AUTOBIOGRAPHY OF BENJAMIN FRANKLIN

I

ANCESTRY AND EARLY YOUTH IN BOSTON

Twyford,[3] _at the Bishop of St. Asaph's_, 1771.

Dear son: I have ever had pleasure in obtaining any little anecdotes of my ancestors. You may remember the inquiries I made among the remains of my relations when you were with me in England, and the journey I undertook for that purpose. Imagining it may be equally agreeable to you to know the circumstances of my life, many of which you are yet unacquainted with, and expecting the enjoyment of a week's uninterrupted leisure in my present country retirement, I sit down to write them for you. To which I have besides some other inducements.

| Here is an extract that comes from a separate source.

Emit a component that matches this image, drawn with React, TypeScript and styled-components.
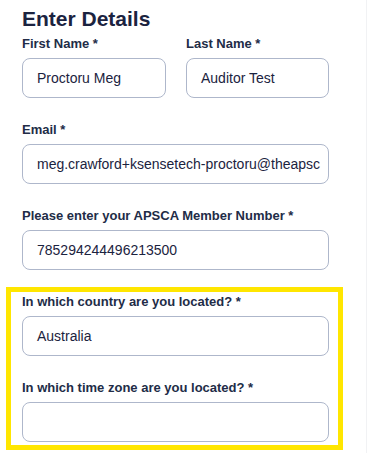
import React from "react";
import styled, { createGlobalStyle } from "styled-components";

const Global = createGlobalStyle`
  html, body { margin: 0; padding: 0; background: #ffffff; }
  body { font-family: "Liberation Sans", Arial, sans-serif; }
  * { box-sizing: border-box; }
`;

const Page = styled.div`
  width: 367px;
  height: 453px;
  border-right: 1px solid #f1f2f4;
  padding: 6px 0 0 6px;
  overflow: hidden;
`;

const Column = styled.div`
  width: 337px;
  display: flex;
  flex-direction: column;
`;

const Heading = styled.h1`
  margin: 0 0 4px 16px;
  font-size: 21px;
  line-height: 26px;
  font-weight: 700;
  color: #1b2340;
`;

const Section = styled.div`
  padding-left: 16px;
  display: flex;
  flex-direction: column;
  gap: 24px;
  width: 323px;
`;

const Row = styled.div`
  display: grid;
  grid-template-columns: 144px 143px;
  column-gap: 20px;
`;

const Field = styled.div`
  display: flex;
  flex-direction: column;
  gap: 6px;
`;

const Label = styled.label`
  font-size: 13px;
  line-height: 16px;
  font-weight: 700;
  color: #222c47;
  white-space: nowrap;
`;

const Input = styled.div`
  height: 40px;
  border: 1px solid #aeb7cb;
  border-radius: 8px;
  padding: 0 14px;
  display: flex;
  align-items: center;
  font-size: 14px;
  color: #1b2340;
  white-space: nowrap;
  overflow: hidden;
  background: #ffffff;
`;

const Highlight = styled.div`
  margin-top: 17px;
  border: 5px solid #ffe600;
  padding: 2px 9px 3px 11px;
  display: flex;
  flex-direction: column;
  gap: 24px;
`;

const FormField = ({ label, value }: { label: string; value?: string }) => (
  <Field>
    <Label>{label}</Label>
    <Input>{value ?? ""}</Input>
  </Field>
);

export default function App() {
  return (
    <>
      <Global />
      <Page>
        <Column>
          <Heading>Enter Details</Heading>
          <Section>
            <Row>
              <FormField label="First Name *" value="Proctoru Meg" />
              <FormField label="Last Name *" value="Auditor Test" />
            </Row>
            <FormField label="Email *" value="meg.crawford+ksensetech-proctoru@theapsc" />
            <FormField label="Please enter your APSCA Member Number *" value="785294244496213500" />
          </Section>
          <Highlight>
            <FormField label="In which country are you located? *" value="Australia" />
            <FormField label="In which time zone are you located? *" />
          </Highlight>
        </Column>
      </Page>
    </>
  );
}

Having emerged from the poverty and obscurity in which I was born and bred, to a state of affluence and some degree of reputation in the world, and having gone so far through life with a considerable share of felicity, the conducing means I made use of, which with the blessing of God so well succeeded, my posterity may like to know, as they may find some of them suitable to their own situations, and therefore fit to be imitated.

[3] A small village not far from Winchester in Hampshire, southern England. Here was the country seat of the Bishop of St. Asaph, Dr. Jonathan Shipley, the "good Bishop," as Dr. Franklin used to style him. Their relations were intimate and confidential. In his pulpit, and in the House of Lords, as well as in society, the bishop always opposed the harsh measures of the Crown toward the Colonies.--Bigelow.